Unique Contact Point
Modification Technique for Boosting
the Performance of a Triboelectric Nanogenerator and Its Application
in Road Safety Sensing and Detection
A triboelectric nanogenerator (TENG) is a potential technique
that
can convert waste kinetic energy to electrical energy by contact separation
followed by electrostatic induction. Herein, a unique contact point
modification technique has been reviewed carefully via the enlargement
of the effective surface area of the tribo layer by using a simple
and scalable printing method.
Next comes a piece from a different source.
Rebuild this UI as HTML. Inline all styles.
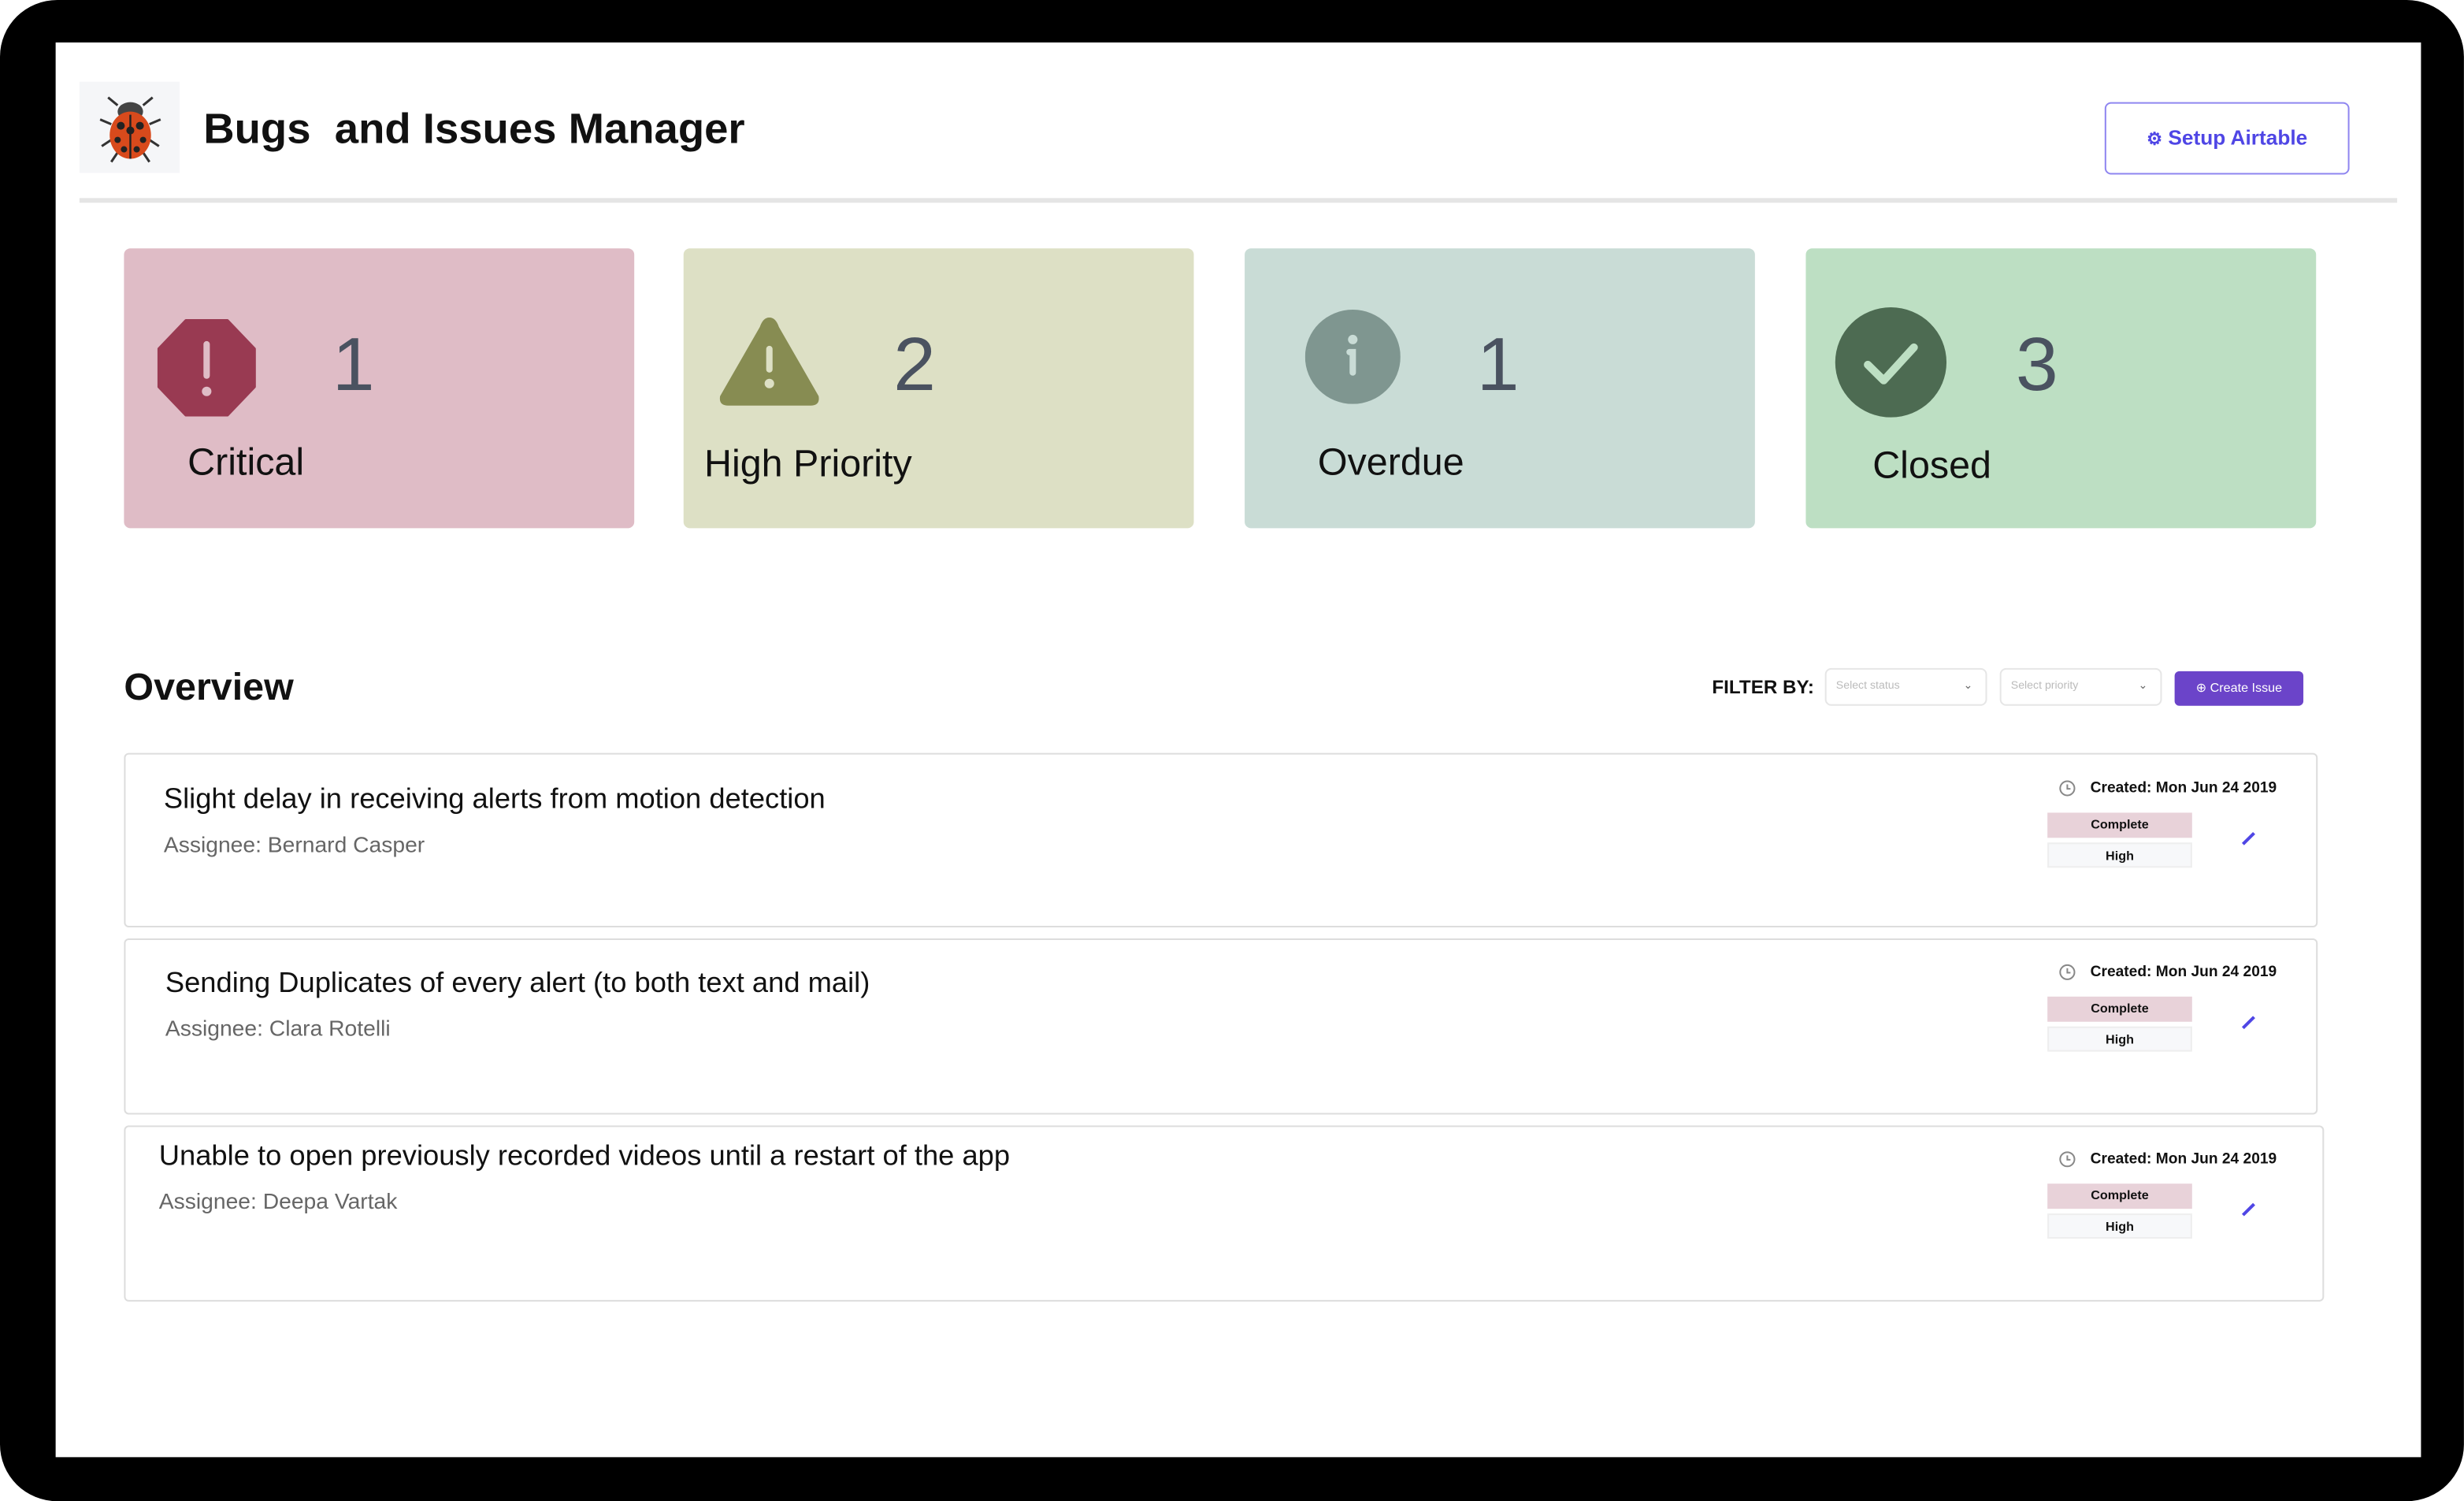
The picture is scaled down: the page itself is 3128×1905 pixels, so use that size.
<!DOCTYPE html>
<html><head><meta charset="utf-8"><style>
html,body{margin:0;padding:0;width:3128px;height:1905px;overflow:hidden;background:#fff;}
#s{position:absolute;left:0;top:0;width:1550px;height:955px;transform:scale(2.018,1.995);transform-origin:0 0;font-family:"Liberation Sans",sans-serif;color:#111;}
.a{position:absolute}
#f{left:0;top:0;width:1550px;height:955px;background:#000;border-radius:36px}
#w{left:35px;top:27px;width:1488px;height:900px;background:#fff}
.card{position:absolute;top:158px;width:321px;height:178px;border-radius:4px}
.num{position:absolute;font-size:48px;color:#4a5260;top:203px;line-height:60px}
.lab{position:absolute;font-size:24px;top:280px;line-height:30px;color:#111}
.row{position:absolute;left:78px;border:1px solid #ddd;border-radius:3px;background:#fff}
.t{position:absolute;font-size:18px;line-height:22px;color:#111;white-space:nowrap}
.as{position:absolute;font-size:14px;color:#666;line-height:18px}
.cr{position:absolute;font-size:9.5px;font-weight:bold;line-height:12px;white-space:nowrap}
.bd{position:absolute;width:91px;height:16px;font-size:8px;font-weight:bold;text-align:center;line-height:16px}
.c{background:#e8d2d9}.h{background:#f7f8fa;border:1px solid #eee;box-sizing:border-box}
.sel{position:absolute;top:425px;width:102px;height:24px;border:1px solid #e6e6e6;border-radius:4px;box-sizing:border-box;font-size:7px;color:#bbb;line-height:22px;padding-left:6px}
</style></head><body><div id="s">
<div class="a" id="f"></div>
<div class="a" id="w"></div>
<div class="a" style="left:50px;top:52px;width:63px;height:58px;background:#f5f6f8"></div>
<svg class="a" style="left:60px;top:59px" width="44" height="46" viewBox="0 0 44 46">
<g stroke="#333" stroke-width="1.5" fill="none"><path d="M14 8 L8 3 M30 8 L36 3 M10 20 L3 17 M34 20 L41 17 M10 30 L4 34 M34 30 L40 34 M14 38 L10 44 M30 38 L34 44"/></g>
<ellipse cx="22" cy="12" rx="8" ry="6" fill="#444"/>
<ellipse cx="22" cy="27" rx="13" ry="15" fill="#d84a1c"/>
<line x1="22" y1="14" x2="22" y2="42" stroke="#222" stroke-width="1.2"/>
<g fill="#222"><circle cx="16" cy="21" r="2.5"/><circle cx="28" cy="21" r="2.5"/><circle cx="22" cy="24" r="2.5"/><circle cx="14" cy="30" r="2"/><circle cx="30" cy="30" r="2"/><circle cx="18" cy="36" r="2"/><circle cx="26" cy="36" r="2"/></g></svg>
<div class="a" style="left:128px;top:65px;font-size:27px;font-weight:bold;line-height:34px;white-space:pre">Bugs  and Issues Manager</div>
<div class="a" style="left:1324px;top:65px;width:154px;height:46px;border:1px solid #8f86f0;border-radius:4px;box-sizing:border-box;color:#4f46e5;font-size:13px;font-weight:bold;line-height:44px;text-align:center"><span style="font-size:11px">⚙</span> Setup Airtable</div>
<div class="a" style="left:50px;top:126px;width:1458px;height:3px;background:#e5e5e5"></div>

<div class="card" style="left:78px;background:#dfbcc6"></div>
<div class="card" style="left:430px;background:#dde0c5"></div>
<div class="card" style="left:783px;background:#c9dcd6"></div>
<div class="card" style="left:1136px;background:#bddfc3"></div>
<svg class="a" style="left:99px;top:203px" width="62" height="62" viewBox="0 0 62 62"><polygon points="18,1 44,1 61,19 61,43 44,61 18,61 1,43 1,19" fill="#993a52" stroke="#993a52" stroke-width="2" stroke-linejoin="round"/><rect x="29" y="14" width="4" height="24" rx="2" fill="#dfbcc6"/><circle cx="31" cy="46" r="3" fill="#dfbcc6"/></svg>
<svg class="a" style="left:451px;top:200px" width="66" height="60" viewBox="0 0 66 60"><path d="M33 2 Q37 2 39 8 L64 52 Q65 58 59 58 L7 58 Q1 58 2 52 L27 8 Q29 2 33 2Z" fill="#878c52"/><rect x="31" y="20" width="4" height="17" rx="2" fill="#dde0c5"/><circle cx="33" cy="44" r="3" fill="#dde0c5"/></svg>
<svg class="a" style="left:821px;top:197px" width="60" height="60" viewBox="0 0 60 60"><circle cx="30" cy="30" r="30" fill="#7f9690"/><circle cx="30" cy="19" r="3" fill="#c9dcd6"/><path d="M28 27 L30 27 L30 40" stroke="#c9dcd6" stroke-width="4" fill="none" stroke-linecap="round"/></svg>
<svg class="a" style="left:1154px;top:195px" width="71" height="71" viewBox="0 0 71 71"><circle cx="35.5" cy="35.5" r="35" fill="#4d6b52"/><path d="M21 37 L31 47 L50 26" stroke="#bddfc3" stroke-width="5" fill="none" stroke-linecap="round" stroke-linejoin="round"/></svg>
<div class="num" style="left:209px">1</div>
<div class="num" style="left:562px">2</div>
<div class="num" style="left:929px">1</div>
<div class="num" style="left:1268px">3</div>
<div class="lab" style="left:118px">Critical</div>
<div class="lab" style="left:443px;top:281px">High Priority</div>
<div class="lab" style="left:829px">Overdue</div>
<div class="lab" style="left:1178px;top:282px">Closed</div>

<div class="a" style="left:78px;top:424px;font-size:24px;font-weight:bold;line-height:28px">Overview</div>
<div class="a" style="left:1077px;top:430px;font-size:12px;font-weight:bold;line-height:14px">FILTER BY:</div>
<div class="sel" style="left:1148px">Select status<span style="position:absolute;right:8px;color:#666">⌄</span></div>
<div class="sel" style="left:1258px">Select priority<span style="position:absolute;right:8px;color:#666">⌄</span></div>
<div class="a" style="left:1368px;top:427px;width:81px;height:22px;background:#6b44c9;border-radius:3px;color:#fff;font-size:8px;line-height:22px;text-align:center">⊕ Create Issue</div>

<div class="row" style="top:479px;width:1378px;height:109px"></div>
<div class="row" style="top:597px;width:1378px;height:110px"></div>
<div class="row" style="top:716px;width:1382px;height:110px"></div>

<div class="t" style="left:103px;top:497px">Slight delay in receiving alerts from motion detection</div>
<div class="as" style="left:103px;top:528px">Assignee: Bernard Casper</div>
<div class="t" style="left:104px;top:614px">Sending Duplicates of every alert (to both text and mail)</div>
<div class="as" style="left:104px;top:645px">Assignee: Clara Rotelli</div>
<div class="t" style="left:100px;top:724px">Unable to open previously recorded videos until a restart of the app</div>
<div class="as" style="left:100px;top:755px">Assignee: Deepa Vartak</div>

<div class="a" style="left:0;top:0">
<svg class="a" style="left:1295px;top:496px" width="11" height="11" viewBox="0 0 11 11"><circle cx="5.5" cy="5.5" r="4.5" fill="none" stroke="#888"/><path d="M5.5 3 V5.8 H7.5" stroke="#888" fill="none"/></svg>
<div class="cr" style="left:1315px;top:496px">Created: Mon Jun 24 2019</div>
<div class="bd c" style="left:1288px;top:517px">Complete</div>
<div class="bd h" style="left:1288px;top:536px">High</div>
<svg class="a" style="left:1410px;top:528px" width="10" height="10"><path d="M1 9 L8 2" stroke="#4f46e5" stroke-width="2"/></svg>
</div>
<div class="a" style="left:0;top:117px">
<svg class="a" style="left:1295px;top:496px" width="11" height="11" viewBox="0 0 11 11"><circle cx="5.5" cy="5.5" r="4.5" fill="none" stroke="#888"/><path d="M5.5 3 V5.8 H7.5" stroke="#888" fill="none"/></svg>
<div class="cr" style="left:1315px;top:496px">Created: Mon Jun 24 2019</div>
<div class="bd c" style="left:1288px;top:517px">Complete</div>
<div class="bd h" style="left:1288px;top:536px">High</div>
<svg class="a" style="left:1410px;top:528px" width="10" height="10"><path d="M1 9 L8 2" stroke="#4f46e5" stroke-width="2"/></svg>
</div>
<div class="a" style="left:0;top:236px">
<svg class="a" style="left:1295px;top:496px" width="11" height="11" viewBox="0 0 11 11"><circle cx="5.5" cy="5.5" r="4.5" fill="none" stroke="#888"/><path d="M5.5 3 V5.8 H7.5" stroke="#888" fill="none"/></svg>
<div class="cr" style="left:1315px;top:496px">Created: Mon Jun 24 2019</div>
<div class="bd c" style="left:1288px;top:517px">Complete</div>
<div class="bd h" style="left:1288px;top:536px">High</div>
<svg class="a" style="left:1410px;top:528px" width="10" height="10"><path d="M1 9 L8 2" stroke="#4f46e5" stroke-width="2"/></svg>
</div>
</div></body></html>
In this study, the zinc sulfide (ZnS)
nanostructure morphology has been introduced directly on an aluminum
electrode (Al) as a tribo positive layer by a modified hydrothermal
method and different line patterns directly printed on overhead projector
(OHP) transparent sheets by a monochrome laser printer as a tribo
negative layer to increase the effective contact area and work-function
difference between two tribo layers. This dual parameter results in
∼11 times increment in the open-circuit output voltage (∼420
V) and ∼17 times increment in the short-circuit current density
(∼83.33 mA m–2) compared to the normal one.
Furthermore, with the proposed surface modification technique, an
ultrahigh instantaneous output power density of ∼3.9 W m–2 at a load resistance of 2 MΩ was easily achieved.
The direct energy conversion efficiency reached up to 66.67% at 2
MΩ load, which is very high compared to other traditional TENGs.
Further, the fabricated TENG demonstrated efficacy in novel road safety
sensing applications in hilly areas to control vehicle movement. Therefore,
the current idea of surface engineering using a laser printer will
be helpful for energy-harvesting enthusiasts to develop more efficient
nanogenerators for higher energy conversions.